# Task objective
Reproduce the material word for word; the images stay out.
-- START OF Data --
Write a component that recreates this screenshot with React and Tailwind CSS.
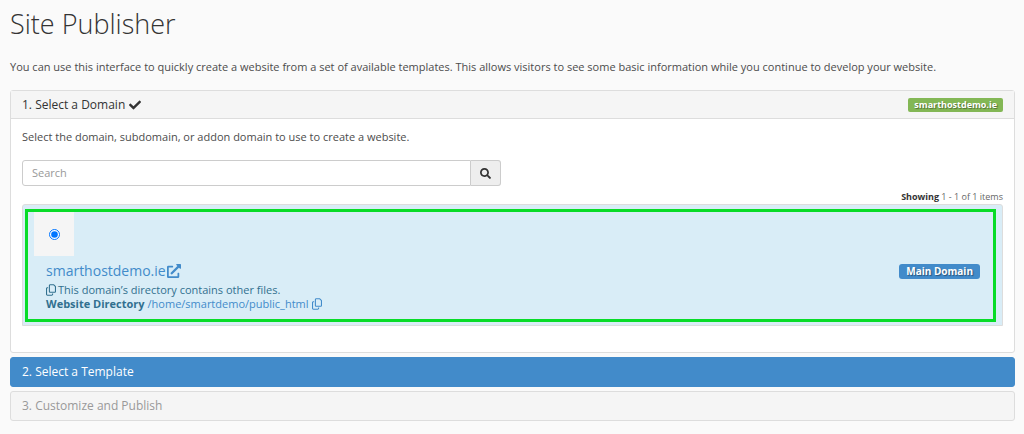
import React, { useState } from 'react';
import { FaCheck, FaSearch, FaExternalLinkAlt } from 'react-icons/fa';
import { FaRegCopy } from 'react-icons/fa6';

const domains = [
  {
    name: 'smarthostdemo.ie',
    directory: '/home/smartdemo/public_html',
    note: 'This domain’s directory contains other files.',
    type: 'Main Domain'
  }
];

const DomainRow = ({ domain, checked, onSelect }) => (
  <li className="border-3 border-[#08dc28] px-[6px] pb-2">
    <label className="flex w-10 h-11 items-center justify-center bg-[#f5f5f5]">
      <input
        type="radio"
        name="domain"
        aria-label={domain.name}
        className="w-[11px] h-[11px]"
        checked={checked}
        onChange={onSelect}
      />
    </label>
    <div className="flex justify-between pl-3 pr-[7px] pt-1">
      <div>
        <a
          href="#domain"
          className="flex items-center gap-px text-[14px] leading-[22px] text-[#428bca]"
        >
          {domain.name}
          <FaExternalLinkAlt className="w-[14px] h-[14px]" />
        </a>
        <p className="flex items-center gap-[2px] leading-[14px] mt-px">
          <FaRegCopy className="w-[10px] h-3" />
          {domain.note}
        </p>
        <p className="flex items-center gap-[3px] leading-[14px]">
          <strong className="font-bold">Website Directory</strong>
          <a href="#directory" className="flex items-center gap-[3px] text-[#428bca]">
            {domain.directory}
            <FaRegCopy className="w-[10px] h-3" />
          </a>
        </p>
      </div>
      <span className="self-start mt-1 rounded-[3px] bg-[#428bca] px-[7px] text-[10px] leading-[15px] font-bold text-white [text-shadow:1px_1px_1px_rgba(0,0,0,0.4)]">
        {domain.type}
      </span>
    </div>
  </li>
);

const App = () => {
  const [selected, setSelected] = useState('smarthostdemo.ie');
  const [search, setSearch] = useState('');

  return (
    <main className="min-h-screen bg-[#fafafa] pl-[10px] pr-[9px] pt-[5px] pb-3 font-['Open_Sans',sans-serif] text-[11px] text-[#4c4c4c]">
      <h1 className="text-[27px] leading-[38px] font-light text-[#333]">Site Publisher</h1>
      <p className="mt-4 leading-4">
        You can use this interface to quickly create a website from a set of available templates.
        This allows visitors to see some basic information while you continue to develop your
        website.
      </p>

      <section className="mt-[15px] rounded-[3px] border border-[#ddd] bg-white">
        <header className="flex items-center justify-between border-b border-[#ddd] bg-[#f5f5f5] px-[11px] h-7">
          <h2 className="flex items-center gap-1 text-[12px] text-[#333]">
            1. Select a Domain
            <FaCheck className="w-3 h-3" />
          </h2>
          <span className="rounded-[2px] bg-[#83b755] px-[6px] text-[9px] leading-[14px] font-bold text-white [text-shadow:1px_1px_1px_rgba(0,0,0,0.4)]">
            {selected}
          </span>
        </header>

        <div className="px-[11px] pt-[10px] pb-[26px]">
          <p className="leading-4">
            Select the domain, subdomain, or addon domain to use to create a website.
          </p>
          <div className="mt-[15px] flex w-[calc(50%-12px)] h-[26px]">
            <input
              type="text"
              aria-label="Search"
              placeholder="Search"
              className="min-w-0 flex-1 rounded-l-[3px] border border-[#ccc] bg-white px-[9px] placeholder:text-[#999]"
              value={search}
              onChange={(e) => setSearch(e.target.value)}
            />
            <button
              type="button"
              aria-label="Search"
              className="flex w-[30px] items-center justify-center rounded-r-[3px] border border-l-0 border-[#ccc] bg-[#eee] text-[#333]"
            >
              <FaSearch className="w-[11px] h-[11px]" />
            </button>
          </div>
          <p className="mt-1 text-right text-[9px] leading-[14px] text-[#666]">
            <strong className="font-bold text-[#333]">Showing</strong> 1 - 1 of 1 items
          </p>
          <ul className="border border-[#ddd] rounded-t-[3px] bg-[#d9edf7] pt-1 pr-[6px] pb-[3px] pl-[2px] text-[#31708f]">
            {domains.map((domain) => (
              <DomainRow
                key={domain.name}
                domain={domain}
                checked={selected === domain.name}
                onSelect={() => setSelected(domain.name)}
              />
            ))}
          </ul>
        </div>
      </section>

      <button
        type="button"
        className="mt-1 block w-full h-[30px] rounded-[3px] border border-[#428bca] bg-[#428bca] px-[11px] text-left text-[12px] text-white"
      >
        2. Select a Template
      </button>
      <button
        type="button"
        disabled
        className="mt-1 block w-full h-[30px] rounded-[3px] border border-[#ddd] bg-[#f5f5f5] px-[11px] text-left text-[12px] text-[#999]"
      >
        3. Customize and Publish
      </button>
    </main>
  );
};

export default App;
-- END OF Data --
# Written solution
Write a component that recreates this screenshot with React and Tailwind CSS.
import React, { useState } from 'react';
import { FaCheck, FaSearch, FaExternalLinkAlt } from 'react-icons/fa';
import { FaRegCopy } from 'react-icons/fa6';

const domains = [
  {
    name: 'smarthostdemo.ie',
    directory: '/home/smartdemo/public_html',
    note: 'This domain’s directory contains other files.',
    type: 'Main Domain'
  }
];

const DomainRow = ({ domain, checked, onSelect }) => (
  <li className="border-3 border-[#08dc28] px-[6px] pb-2">
    <label className="flex w-10 h-11 items-center justify-center bg-[#f5f5f5]">
      <input
        type="radio"
        name="domain"
        aria-label={domain.name}
        className="w-[11px] h-[11px]"
        checked={checked}
        onChange={onSelect}
      />
    </label>
    <div className="flex justify-between pl-3 pr-[7px] pt-1">
      <div>
        <a
          href="#domain"
          className="flex items-center gap-px text-[14px] leading-[22px] text-[#428bca]"
        >
          {domain.name}
          <FaExternalLinkAlt className="w-[14px] h-[14px]" />
        </a>
        <p className="flex items-center gap-[2px] leading-[14px] mt-px">
          <FaRegCopy className="w-[10px] h-3" />
          {domain.note}
        </p>
        <p className="flex items-center gap-[3px] leading-[14px]">
          <strong className="font-bold">Website Directory</strong>
          <a href="#directory" className="flex items-center gap-[3px] text-[#428bca]">
            {domain.directory}
            <FaRegCopy className="w-[10px] h-3" />
          </a>
        </p>
      </div>
      <span className="self-start mt-1 rounded-[3px] bg-[#428bca] px-[7px] text-[10px] leading-[15px] font-bold text-white [text-shadow:1px_1px_1px_rgba(0,0,0,0.4)]">
        {domain.type}
      </span>
    </div>
  </li>
);

const App = () => {
  const [selected, setSelected] = useState('smarthostdemo.ie');
  const [search, setSearch] = useState('');

  return (
    <main className="min-h-screen bg-[#fafafa] pl-[10px] pr-[9px] pt-[5px] pb-3 font-['Open_Sans',sans-serif] text-[11px] text-[#4c4c4c]">
      <h1 className="text-[27px] leading-[38px] font-light text-[#333]">Site Publisher</h1>
      <p className="mt-4 leading-4">
        You can use this interface to quickly create a website from a set of available templates.
        This allows visitors to see some basic information while you continue to develop your
        website.
      </p>

      <section className="mt-[15px] rounded-[3px] border border-[#ddd] bg-white">
        <header className="flex items-center justify-between border-b border-[#ddd] bg-[#f5f5f5] px-[11px] h-7">
          <h2 className="flex items-center gap-1 text-[12px] text-[#333]">
            1. Select a Domain
            <FaCheck className="w-3 h-3" />
          </h2>
          <span className="rounded-[2px] bg-[#83b755] px-[6px] text-[9px] leading-[14px] font-bold text-white [text-shadow:1px_1px_1px_rgba(0,0,0,0.4)]">
            {selected}
          </span>
        </header>

        <div className="px-[11px] pt-[10px] pb-[26px]">
          <p className="leading-4">
            Select the domain, subdomain, or addon domain to use to create a website.
          </p>
          <div className="mt-[15px] flex w-[calc(50%-12px)] h-[26px]">
            <input
              type="text"
              aria-label="Search"
              placeholder="Search"
              className="min-w-0 flex-1 rounded-l-[3px] border border-[#ccc] bg-white px-[9px] placeholder:text-[#999]"
              value={search}
              onChange={(e) => setSearch(e.target.value)}
            />
            <button
              type="button"
              aria-label="Search"
              className="flex w-[30px] items-center justify-center rounded-r-[3px] border border-l-0 border-[#ccc] bg-[#eee] text-[#333]"
            >
              <FaSearch className="w-[11px] h-[11px]" />
            </button>
          </div>
          <p className="mt-1 text-right text-[9px] leading-[14px] text-[#666]">
            <strong className="font-bold text-[#333]">Showing</strong> 1 - 1 of 1 items
          </p>
          <ul className="border border-[#ddd] rounded-t-[3px] bg-[#d9edf7] pt-1 pr-[6px] pb-[3px] pl-[2px] text-[#31708f]">
            {domains.map((domain) => (
              <DomainRow
                key={domain.name}
                domain={domain}
                checked={selected === domain.name}
                onSelect={() => setSelected(domain.name)}
              />
            ))}
          </ul>
        </div>
      </section>

      <button
        type="button"
        className="mt-1 block w-full h-[30px] rounded-[3px] border border-[#428bca] bg-[#428bca] px-[11px] text-left text-[12px] text-white"
      >
        2. Select a Template
      </button>
      <button
        type="button"
        disabled
        className="mt-1 block w-full h-[30px] rounded-[3px] border border-[#ddd] bg-[#f5f5f5] px-[11px] text-left text-[12px] text-[#999]"
      >
        3. Customize and Publish
      </button>
    </main>
  );
};

export default App;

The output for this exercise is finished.